▶ **PROMPT**: Pick out the lines below that include the string "screenshot".

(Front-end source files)
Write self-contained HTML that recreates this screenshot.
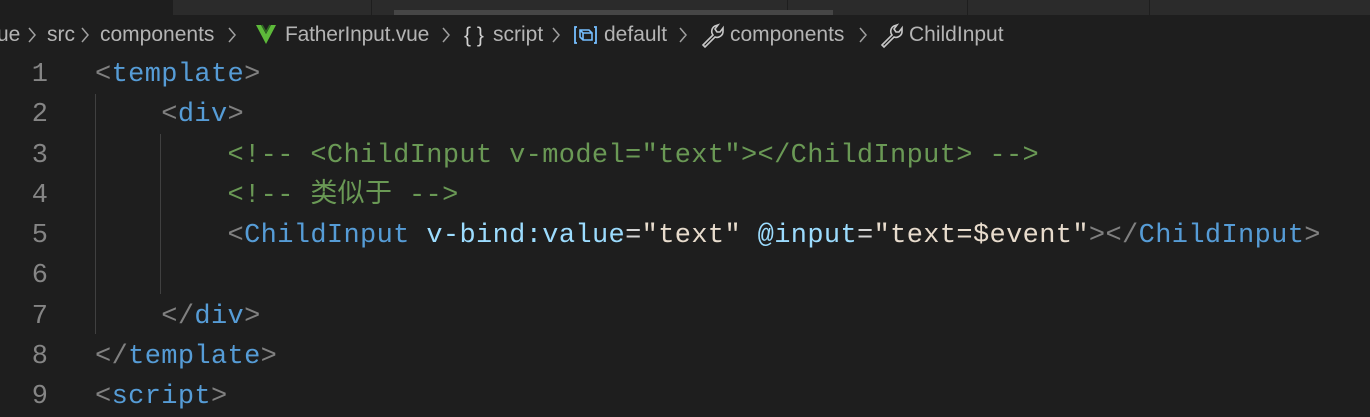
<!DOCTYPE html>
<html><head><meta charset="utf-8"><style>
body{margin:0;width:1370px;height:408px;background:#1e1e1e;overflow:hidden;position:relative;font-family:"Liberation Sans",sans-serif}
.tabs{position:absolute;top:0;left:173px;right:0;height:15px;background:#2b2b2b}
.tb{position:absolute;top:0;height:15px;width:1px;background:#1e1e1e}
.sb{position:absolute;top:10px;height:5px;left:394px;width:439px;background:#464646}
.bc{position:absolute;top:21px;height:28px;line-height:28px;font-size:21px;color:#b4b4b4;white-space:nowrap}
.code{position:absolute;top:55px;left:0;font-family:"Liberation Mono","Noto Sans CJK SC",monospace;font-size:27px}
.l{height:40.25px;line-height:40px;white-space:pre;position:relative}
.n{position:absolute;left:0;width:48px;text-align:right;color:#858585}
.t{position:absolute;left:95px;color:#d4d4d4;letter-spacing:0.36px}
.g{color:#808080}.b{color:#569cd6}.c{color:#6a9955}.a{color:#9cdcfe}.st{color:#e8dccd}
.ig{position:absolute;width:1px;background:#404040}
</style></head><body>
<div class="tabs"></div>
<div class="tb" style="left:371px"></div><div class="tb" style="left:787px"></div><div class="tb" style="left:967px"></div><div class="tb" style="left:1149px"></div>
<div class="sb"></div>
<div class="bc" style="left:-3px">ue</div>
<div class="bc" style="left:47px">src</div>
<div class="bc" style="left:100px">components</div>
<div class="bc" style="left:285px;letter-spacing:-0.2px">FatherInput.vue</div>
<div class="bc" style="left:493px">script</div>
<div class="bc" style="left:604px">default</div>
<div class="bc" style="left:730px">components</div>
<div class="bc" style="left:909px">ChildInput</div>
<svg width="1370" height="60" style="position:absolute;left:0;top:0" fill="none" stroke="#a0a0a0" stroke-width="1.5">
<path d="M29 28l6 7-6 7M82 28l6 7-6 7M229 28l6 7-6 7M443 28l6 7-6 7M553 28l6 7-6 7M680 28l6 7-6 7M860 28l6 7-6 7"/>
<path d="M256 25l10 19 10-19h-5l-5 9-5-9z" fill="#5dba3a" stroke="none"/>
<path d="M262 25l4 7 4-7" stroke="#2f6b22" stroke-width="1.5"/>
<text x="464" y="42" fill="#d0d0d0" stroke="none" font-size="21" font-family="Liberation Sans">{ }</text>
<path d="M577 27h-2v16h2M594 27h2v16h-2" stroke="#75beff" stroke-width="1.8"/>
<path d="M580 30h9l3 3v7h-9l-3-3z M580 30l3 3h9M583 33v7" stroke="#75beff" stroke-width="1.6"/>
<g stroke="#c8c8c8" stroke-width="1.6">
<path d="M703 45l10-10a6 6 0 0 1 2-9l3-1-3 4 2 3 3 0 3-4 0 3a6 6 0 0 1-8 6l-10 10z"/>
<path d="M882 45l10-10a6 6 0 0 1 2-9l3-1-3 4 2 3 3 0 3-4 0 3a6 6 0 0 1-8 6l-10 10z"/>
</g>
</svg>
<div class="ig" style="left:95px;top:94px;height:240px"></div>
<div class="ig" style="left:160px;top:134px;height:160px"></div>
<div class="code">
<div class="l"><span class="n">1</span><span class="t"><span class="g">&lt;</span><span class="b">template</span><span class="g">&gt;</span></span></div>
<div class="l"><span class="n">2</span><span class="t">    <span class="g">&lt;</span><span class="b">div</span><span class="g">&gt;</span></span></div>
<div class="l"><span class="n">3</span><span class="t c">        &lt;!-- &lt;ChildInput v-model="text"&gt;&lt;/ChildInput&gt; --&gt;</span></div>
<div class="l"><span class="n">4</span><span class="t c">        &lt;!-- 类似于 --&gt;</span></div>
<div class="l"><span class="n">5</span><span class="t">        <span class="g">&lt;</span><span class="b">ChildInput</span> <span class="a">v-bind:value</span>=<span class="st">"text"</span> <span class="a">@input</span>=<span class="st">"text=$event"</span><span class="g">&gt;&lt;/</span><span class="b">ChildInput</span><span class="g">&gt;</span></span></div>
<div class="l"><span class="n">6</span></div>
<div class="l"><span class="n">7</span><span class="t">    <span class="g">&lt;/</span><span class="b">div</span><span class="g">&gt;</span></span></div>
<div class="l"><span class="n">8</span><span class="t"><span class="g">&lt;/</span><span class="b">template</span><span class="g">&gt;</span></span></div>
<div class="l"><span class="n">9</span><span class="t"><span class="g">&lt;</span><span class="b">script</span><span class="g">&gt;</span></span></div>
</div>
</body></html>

...

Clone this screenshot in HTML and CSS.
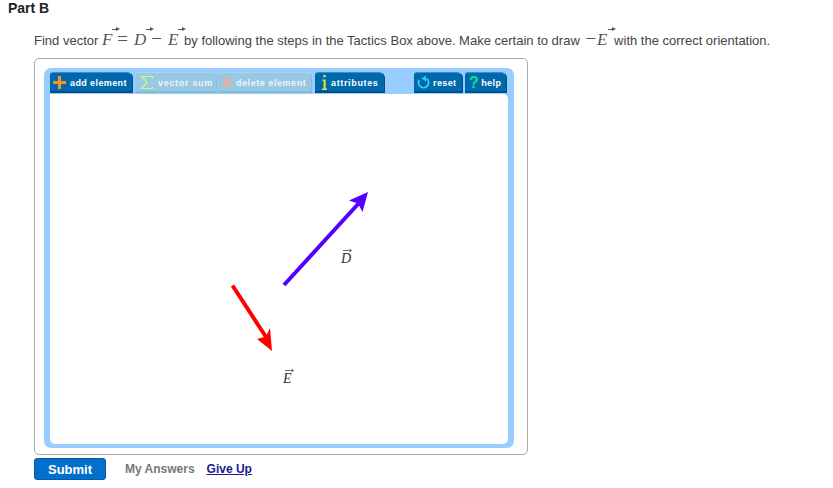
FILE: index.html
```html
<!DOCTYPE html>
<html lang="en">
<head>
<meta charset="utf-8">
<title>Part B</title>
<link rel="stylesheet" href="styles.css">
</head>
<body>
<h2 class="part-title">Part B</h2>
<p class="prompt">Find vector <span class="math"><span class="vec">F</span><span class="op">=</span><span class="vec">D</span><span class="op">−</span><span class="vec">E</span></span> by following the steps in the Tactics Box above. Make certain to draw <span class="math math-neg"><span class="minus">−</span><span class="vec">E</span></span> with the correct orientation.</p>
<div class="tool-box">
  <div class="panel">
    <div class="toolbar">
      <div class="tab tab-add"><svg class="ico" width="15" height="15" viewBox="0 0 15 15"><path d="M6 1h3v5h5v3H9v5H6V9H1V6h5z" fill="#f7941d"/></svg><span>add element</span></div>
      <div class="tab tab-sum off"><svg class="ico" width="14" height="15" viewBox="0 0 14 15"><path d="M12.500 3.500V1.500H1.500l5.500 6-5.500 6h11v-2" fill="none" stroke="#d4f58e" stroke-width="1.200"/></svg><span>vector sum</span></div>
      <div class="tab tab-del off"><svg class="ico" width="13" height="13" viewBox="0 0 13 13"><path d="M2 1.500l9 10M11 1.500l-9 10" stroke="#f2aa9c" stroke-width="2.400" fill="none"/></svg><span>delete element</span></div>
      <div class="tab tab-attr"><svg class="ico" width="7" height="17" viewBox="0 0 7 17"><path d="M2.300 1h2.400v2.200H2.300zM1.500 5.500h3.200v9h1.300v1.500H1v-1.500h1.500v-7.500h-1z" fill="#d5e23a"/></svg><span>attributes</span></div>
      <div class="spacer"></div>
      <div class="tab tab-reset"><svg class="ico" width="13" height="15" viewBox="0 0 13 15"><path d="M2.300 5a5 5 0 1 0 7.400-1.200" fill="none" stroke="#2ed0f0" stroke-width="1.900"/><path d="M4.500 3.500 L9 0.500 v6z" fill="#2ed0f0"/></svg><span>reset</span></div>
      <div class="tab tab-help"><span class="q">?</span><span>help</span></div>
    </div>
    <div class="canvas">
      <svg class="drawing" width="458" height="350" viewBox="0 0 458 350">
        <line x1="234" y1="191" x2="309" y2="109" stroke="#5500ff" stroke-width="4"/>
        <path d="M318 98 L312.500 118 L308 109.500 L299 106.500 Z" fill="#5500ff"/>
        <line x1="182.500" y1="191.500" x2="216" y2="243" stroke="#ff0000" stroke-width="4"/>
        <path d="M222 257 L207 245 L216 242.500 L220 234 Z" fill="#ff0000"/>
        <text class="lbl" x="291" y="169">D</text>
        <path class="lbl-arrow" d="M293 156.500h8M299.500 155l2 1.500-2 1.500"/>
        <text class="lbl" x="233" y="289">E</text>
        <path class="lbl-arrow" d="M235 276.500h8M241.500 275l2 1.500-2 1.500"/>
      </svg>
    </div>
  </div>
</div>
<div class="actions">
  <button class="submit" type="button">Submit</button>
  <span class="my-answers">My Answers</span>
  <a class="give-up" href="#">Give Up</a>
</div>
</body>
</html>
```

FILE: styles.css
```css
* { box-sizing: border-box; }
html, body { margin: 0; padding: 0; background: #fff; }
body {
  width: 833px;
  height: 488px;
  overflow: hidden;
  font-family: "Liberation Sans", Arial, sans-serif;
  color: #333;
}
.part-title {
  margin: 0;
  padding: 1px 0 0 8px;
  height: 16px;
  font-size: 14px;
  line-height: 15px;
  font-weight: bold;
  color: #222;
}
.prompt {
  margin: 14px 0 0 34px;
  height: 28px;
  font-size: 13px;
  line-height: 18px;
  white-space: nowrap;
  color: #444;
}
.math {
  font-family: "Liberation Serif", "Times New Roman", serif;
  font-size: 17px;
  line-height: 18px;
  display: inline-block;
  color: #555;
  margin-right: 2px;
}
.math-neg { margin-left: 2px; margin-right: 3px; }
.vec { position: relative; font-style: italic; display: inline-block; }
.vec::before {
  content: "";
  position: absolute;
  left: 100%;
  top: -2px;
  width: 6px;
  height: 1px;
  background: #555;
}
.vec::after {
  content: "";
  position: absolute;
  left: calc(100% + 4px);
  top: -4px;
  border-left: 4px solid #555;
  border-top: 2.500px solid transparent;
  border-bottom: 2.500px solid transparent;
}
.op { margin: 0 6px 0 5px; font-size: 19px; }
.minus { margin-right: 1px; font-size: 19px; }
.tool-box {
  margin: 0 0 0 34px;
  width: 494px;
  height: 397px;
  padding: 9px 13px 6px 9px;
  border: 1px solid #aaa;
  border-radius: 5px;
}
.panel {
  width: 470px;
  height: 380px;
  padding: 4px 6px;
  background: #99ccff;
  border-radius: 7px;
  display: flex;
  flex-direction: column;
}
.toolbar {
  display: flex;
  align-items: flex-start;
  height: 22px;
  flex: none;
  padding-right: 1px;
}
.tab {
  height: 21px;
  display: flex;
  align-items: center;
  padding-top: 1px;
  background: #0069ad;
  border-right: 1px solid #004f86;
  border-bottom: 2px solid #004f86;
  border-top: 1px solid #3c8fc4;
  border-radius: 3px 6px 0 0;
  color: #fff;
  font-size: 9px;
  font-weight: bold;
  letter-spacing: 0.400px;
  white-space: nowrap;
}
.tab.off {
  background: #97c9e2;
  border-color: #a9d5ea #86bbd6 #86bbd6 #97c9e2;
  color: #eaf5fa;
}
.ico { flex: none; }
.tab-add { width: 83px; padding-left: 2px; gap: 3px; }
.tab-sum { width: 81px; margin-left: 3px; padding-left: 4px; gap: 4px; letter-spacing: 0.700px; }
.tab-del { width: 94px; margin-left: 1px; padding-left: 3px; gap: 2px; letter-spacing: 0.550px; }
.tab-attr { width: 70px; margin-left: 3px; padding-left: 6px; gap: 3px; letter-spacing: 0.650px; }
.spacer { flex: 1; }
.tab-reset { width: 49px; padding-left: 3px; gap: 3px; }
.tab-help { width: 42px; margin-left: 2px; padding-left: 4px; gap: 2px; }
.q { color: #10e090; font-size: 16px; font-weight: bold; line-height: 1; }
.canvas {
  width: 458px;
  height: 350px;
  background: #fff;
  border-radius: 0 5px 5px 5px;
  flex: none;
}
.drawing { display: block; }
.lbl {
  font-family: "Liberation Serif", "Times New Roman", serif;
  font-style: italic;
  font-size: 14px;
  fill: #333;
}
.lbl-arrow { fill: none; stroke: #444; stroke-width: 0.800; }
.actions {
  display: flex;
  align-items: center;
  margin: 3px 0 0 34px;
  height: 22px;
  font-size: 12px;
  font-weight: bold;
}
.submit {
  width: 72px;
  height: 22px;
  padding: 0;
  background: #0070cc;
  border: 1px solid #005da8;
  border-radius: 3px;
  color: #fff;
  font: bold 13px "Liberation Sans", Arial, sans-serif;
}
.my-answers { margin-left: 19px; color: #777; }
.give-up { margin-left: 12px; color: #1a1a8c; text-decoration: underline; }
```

▶ **EXERCISE OUTPUT**:
Write self-contained HTML that recreates this screenshot.
Clone this screenshot in HTML and CSS.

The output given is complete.